Ведь и могло так повернуться, если бы не Петр Андре­евич! Это он заметил, что сколько автор ни старался, стихи все-таки получились не о Прометее, а о коршуне — он жив и опасен — и на кого, палач желтоглазый, с выпущенными на лету когтями, похож!

Заметил и подчеркнул, — но аккуратно: кому же в здравом уме померещится такое сходство? Решайте сами, а я что? всего лишь недоумеваю.

«Мне трудно писать рецензию на эти стихи. Не любя и не понимая их, я не могу оценить возможную их значи­тельность или пригодность».

Хотя вообще-то — имейте в виду — разбираюсь в этих делах, как мало кто; можно сказать, собаку съел:

«Система образов, язык, метафоры, обилие флейт, аорий. и проч., все это кажется давно где-то прочитанным»!

Ну, и все. Ответсек союза писателей переслал под грифом «совершенно секретно» отзыв Павленко наркому внутренних дел и попросил «помочь решить этот вопрос об О. Мандель­штаме». Тот помог — и 27 декабря того же года поэт умер в пересыльном лагере «Вторая речка» под Владивостоком.

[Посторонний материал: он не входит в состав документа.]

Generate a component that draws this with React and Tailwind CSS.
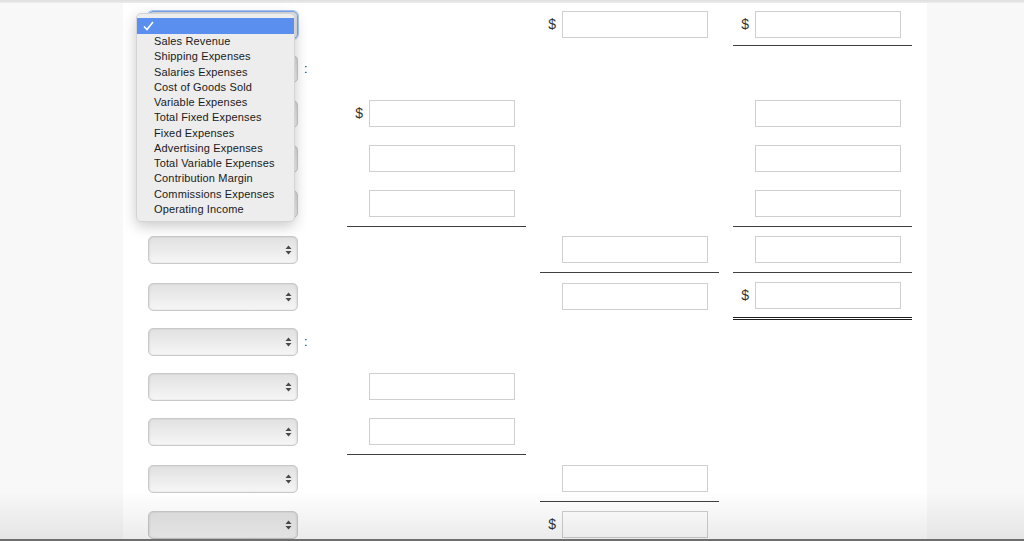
const OPTIONS = [
  "Sales Revenue",
  "Shipping Expenses",
  "Salaries Expenses",
  "Cost of Goods Sold",
  "Variable Expenses",
  "Total Fixed Expenses",
  "Fixed Expenses",
  "Advertising Expenses",
  "Total Variable Expenses",
  "Contribution Margin",
  "Commissions Expenses",
  "Operating Income",
];

// cols: null = empty cell, {} = input, {d:true} = input with $ ; b: s = single rule, d = double rule
const ROWS = [
  { h: "h-[43px]", cols: [null, { d: true }, { d: true }], b: [null, null, "s"], focus: true },
  { h: "h-[45px]", cols: [null, null, null], colon: true },
  { h: "h-[45px]", cols: [{ d: true }, null, {}] },
  { h: "h-[45px]", cols: [{}, null, {}] },
  { h: "h-[46px]", cols: [{}, null, {}], b: ["s", null, "s"] },
  { h: "h-[46px]", cols: [null, {}, {}], b: [null, "s", "s"] },
  { h: "h-[47px]", cols: [null, {}, { d: true }], b: [null, null, "d"] },
  { h: "h-[44px]", cols: [null, null, null], colon: true },
  { h: "h-[45px]", cols: [{}, null, null] },
  { h: "h-[46px]", cols: [{}, null, null], b: ["s", null, null] },
  { h: "h-[47px]", cols: [null, {}, null], b: [null, "s", null] },
  { h: "h-[45px]", cols: [null, { d: true }, null] },
];

const Arrows = () => (
  <svg width="7" height="10" viewBox="0 0 7 10" className="text-[#4a4a4a]">
    <path d="M3.5 0.5 L6.5 4 L0.5 4 Z" fill="currentColor" />
    <path d="M3.5 9.5 L6.5 6 L0.5 6 Z" fill="currentColor" />
  </svg>
);

const SelectBox = ({ focus }) => (
  <div
    className={`w-[150px] h-[28px] box-border rounded-[5px] border flex items-center justify-end pr-[5px] bg-gradient-to-b from-[#e1e1e1] to-[#f6f6f6] shadow-[inset_1px_0_2px_rgba(0,0,0,0.07),inset_-1px_0_2px_rgba(0,0,0,0.07)] ${
      focus ? "border-[#7aa7f0] ring-1 ring-[#a9c8f7]" : "border-[#c9c9c9]"
    }`}
  >
    <Arrows />
  </div>
);

const AmountCell = ({ cell, rule }) => {
  let border = "";
  if (rule === "s") border = "border-b border-[#3f3f3f]";
  if (rule === "d") border = "border-b-[3px] border-double border-[#1f1f1f]";
  return (
    <div className={`w-[179px] h-full box-border flex items-center justify-end pr-[11px] gap-[6px] ${border}`}>
      {cell?.d && <span className="text-[14px] text-[#333]">$</span>}
      {cell && <div className="w-[146px] h-[27px] box-border border border-[#cfcfcf] bg-white"></div>}
    </div>
  );
};

const Dropdown = () => (
  <div className="absolute left-[136px] top-[13px] w-[159px] box-border pt-[4px] pb-[4px] bg-[#ededed] border border-[#d4d4d4] rounded-[5px] shadow-[0_4px_14px_rgba(0,0,0,0.22)]">
    <div className="h-[16px] bg-[#5a8ff0] flex items-center pl-[6px]">
      <svg width="11" height="10" viewBox="0 0 11 10">
        <path d="M1 5.5 L4 8.5 L10 1" fill="none" stroke="white" strokeWidth="1.6" />
      </svg>
    </div>
    {OPTIONS.map((opt) => (
      <div key={opt} className="h-[15.27px] leading-[15.27px] pl-[17px] text-[11px] tracking-[0.15px] text-[#1a1a1a]">
        {opt}
      </div>
    ))}
  </div>
);

export default function App() {
  return (
    <div className="relative w-[1024px] h-[541px] overflow-hidden bg-[#f8f8f8]" style={{ fontFamily: '"Liberation Sans", Arial, sans-serif' }}>
      <div className="h-[3px] bg-gradient-to-b from-[#dedede] to-[#ececec]"></div>
      <div className="ml-[123px] w-[804px] bg-white">
        {ROWS.map((row, i) => (
          <div key={i} className={`flex ${row.h}`}>
            <div className="w-[224px] flex items-center pl-[25px]">
              <SelectBox focus={row.focus} />
              {row.colon && <span className="ml-[6px] text-[13px] text-[#333]">:</span>}
            </div>
            <AmountCell cell={row.cols[0]} rule={row.b?.[0]} />
            <div className="w-[14px]"></div>
            <AmountCell cell={row.cols[1]} rule={row.b?.[1]} />
            <div className="w-[14px]"></div>
            <AmountCell cell={row.cols[2]} rule={row.b?.[2]} />
          </div>
        ))}
      </div>
      <Dropdown />
      <div className="pointer-events-none absolute left-0 right-0 bottom-[2px] h-[48px] bg-gradient-to-b from-transparent to-[rgba(0,0,0,0.08)]"></div>
      <div className="absolute left-0 right-0 bottom-0 h-[2px] bg-[#6e6e6e]"></div>
    </div>
  );
}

А вдова (еще не зная, что — вдова) писала новому нар­кому: за что взяли? мастер для вас так старался! такое все дружественное сочинял! «Мы скорее могли ожидать его полного восстановления и возвращения к открытой лите­ратурной деятельности, чем ареста». Так до самой своей смерти и не догадалась, бедная, неистовая, — что коршун погубил Мандельштама!

Коршун — и еще какие-то аории. Навряд ли Сталин полез в словарь за этим термином. Я искал — не нашел.